Tuesday, August 28, 2007

Stonewalling Spurs Lawsuit: Attorney General’s Tactics Contradict His Own Prior Legal Opinion, May Intimidate Witnesses

from the County Attorney's Office -

The County Attorney’s Office today has filed a lawsuit demanding that Attorney General Terry Goddard instruct his lawyer to cease obstructionist tactics that are hindering a bribery investigation by the Maricopa County Sheriff’s Office. Sheriff’s investigators are looking into claims that the Attorney General’s Office gave former State Treasurer David Peterson a favorable criminal plea deal after the Treasurer’s Office transferred $1.9 million in disputed funds to the Attorney General’s Office.
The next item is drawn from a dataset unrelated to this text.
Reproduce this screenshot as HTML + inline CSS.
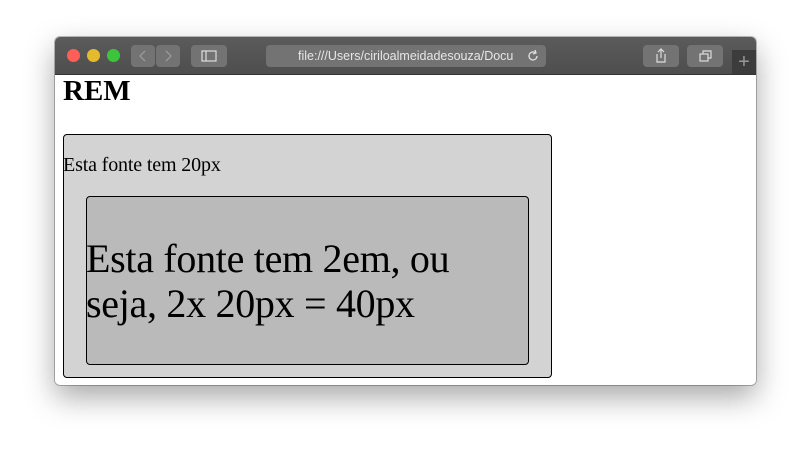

Sheriff Joe Arpaio has complained of being “stonewalled” by the Attorney General’s Office and Ed Novak, a prominent criminal defense attorney hired by Goddard to represent the Attorney General’s Office. The tactics employed by Novak directly contradict the public pledge of cooperation made by the Attorney General and Goddard’s own published opinions on the same legal issue.

Novak is demanding that he be informed when a current or former employee of the Attorney General’s Office is to be interviewed by a sheriff’s investigator. It is believed he intends to sit in during these interviews, potentially chilling witnesses. These demands, if honored, might intimidate employees of the Attorney General’s Office and prevent them from candidly providing information to investigators, as well as improperly reveal investigative strategies to the subjects of investigation.
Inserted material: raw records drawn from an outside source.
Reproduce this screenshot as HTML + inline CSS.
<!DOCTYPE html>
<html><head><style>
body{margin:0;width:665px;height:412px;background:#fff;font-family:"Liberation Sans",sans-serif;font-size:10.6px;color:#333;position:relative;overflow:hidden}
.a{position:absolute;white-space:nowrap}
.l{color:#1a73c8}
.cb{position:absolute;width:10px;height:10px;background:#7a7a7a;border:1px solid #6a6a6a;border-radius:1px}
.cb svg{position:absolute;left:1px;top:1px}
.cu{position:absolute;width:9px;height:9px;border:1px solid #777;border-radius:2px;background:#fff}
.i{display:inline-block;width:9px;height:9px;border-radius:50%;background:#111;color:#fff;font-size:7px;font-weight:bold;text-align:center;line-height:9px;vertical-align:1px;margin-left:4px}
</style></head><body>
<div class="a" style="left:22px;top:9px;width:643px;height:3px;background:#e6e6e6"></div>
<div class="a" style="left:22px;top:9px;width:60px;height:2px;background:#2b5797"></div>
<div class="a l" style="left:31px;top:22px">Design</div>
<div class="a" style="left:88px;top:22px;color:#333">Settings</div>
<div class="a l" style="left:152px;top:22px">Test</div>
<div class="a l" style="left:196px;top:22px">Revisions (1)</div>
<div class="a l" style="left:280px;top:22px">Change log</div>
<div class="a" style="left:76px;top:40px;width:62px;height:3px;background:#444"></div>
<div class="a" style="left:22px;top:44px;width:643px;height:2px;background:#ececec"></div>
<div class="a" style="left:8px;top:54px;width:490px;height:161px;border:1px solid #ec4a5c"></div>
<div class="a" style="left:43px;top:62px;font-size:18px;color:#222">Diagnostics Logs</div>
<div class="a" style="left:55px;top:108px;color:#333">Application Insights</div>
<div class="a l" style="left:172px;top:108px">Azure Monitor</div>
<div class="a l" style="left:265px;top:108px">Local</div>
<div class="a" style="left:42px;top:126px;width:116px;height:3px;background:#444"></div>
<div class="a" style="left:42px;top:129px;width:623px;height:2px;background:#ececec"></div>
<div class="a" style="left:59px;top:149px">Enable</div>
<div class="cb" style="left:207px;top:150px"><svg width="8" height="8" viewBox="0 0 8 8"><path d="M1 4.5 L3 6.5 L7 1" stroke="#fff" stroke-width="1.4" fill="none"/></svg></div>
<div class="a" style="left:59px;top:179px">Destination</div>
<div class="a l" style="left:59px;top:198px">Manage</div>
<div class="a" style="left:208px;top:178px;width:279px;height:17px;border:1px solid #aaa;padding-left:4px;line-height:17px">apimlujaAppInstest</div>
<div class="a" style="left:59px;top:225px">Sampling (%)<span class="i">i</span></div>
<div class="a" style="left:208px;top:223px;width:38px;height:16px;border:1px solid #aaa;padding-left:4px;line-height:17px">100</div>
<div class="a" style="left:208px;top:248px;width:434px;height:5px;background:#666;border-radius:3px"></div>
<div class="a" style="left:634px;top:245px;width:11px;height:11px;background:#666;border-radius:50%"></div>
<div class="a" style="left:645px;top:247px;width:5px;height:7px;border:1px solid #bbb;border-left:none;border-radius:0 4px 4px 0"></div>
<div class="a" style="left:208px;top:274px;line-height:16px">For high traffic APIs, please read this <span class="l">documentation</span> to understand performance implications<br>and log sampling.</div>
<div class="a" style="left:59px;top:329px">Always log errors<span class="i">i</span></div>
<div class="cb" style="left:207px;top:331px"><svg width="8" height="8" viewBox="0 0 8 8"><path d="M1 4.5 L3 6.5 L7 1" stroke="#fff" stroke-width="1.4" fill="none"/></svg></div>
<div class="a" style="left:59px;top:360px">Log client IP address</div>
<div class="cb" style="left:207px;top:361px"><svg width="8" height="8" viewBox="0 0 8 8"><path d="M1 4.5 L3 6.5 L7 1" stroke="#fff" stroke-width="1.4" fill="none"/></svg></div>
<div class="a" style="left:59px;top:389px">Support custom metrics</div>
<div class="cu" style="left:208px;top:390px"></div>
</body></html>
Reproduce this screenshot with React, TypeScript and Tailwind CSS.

Novak’s demands on behalf of the Attorney General conflict with prevailing law and Goddard’s own published legal opinions and practices. In an article published just two years ago in Arizona Attorney, an official publication of the State Bar of Arizona, Goddard took a position diametrically opposite from the one his office’s attorney now is taking in the Petersen probe. In the 2005 article, he argued, contrary to Novak’s assertions, that “a person or entity should not be allowed to thwart the investigation…by the general retention of a lawyer.”





Now that the Attorney General’s Office is the subject of investigation, the Attorney General’s position has changed. As a result, the Attorney General is claiming greater rights for himself than what his office grants to criminal suspects under investigation by his office. In fact, the Attorney General’s Office, like virtually all other prosecutor’s offices in Arizona, does not give information of the type demanded by Novak to opposing attorneys during ongoing investigations.

After Novak repeatedly defended these tactics in letters to the County Attorney’s Office over the past two months, Sheriff Arpaio issued a press release on August 16, 2007 denouncing this stonewalling. In a subsequent article published on August 22, 2007 by the Yellow Sheet, a publication of the Arizona Capitol Times, a spokesperson for the Attorney General’s Office confirmed that Goddard is in agreement with the positions taken by Novak. Only after all these efforts to avoid litigation failed was this lawsuit filed.

“Mr. Goddard should honor his own legal advice from two years ago, and his public vow to cooperate, and end these tactics,” County Attorney Andrew Thomas stated. “The Attorney General’s Office cannot lawfully hire, at taxpayer’s expense, counsel to act as the personal criminal defense lawyer for the Attorney General—particularly when that lawyer is trying to impede a criminal investigation.”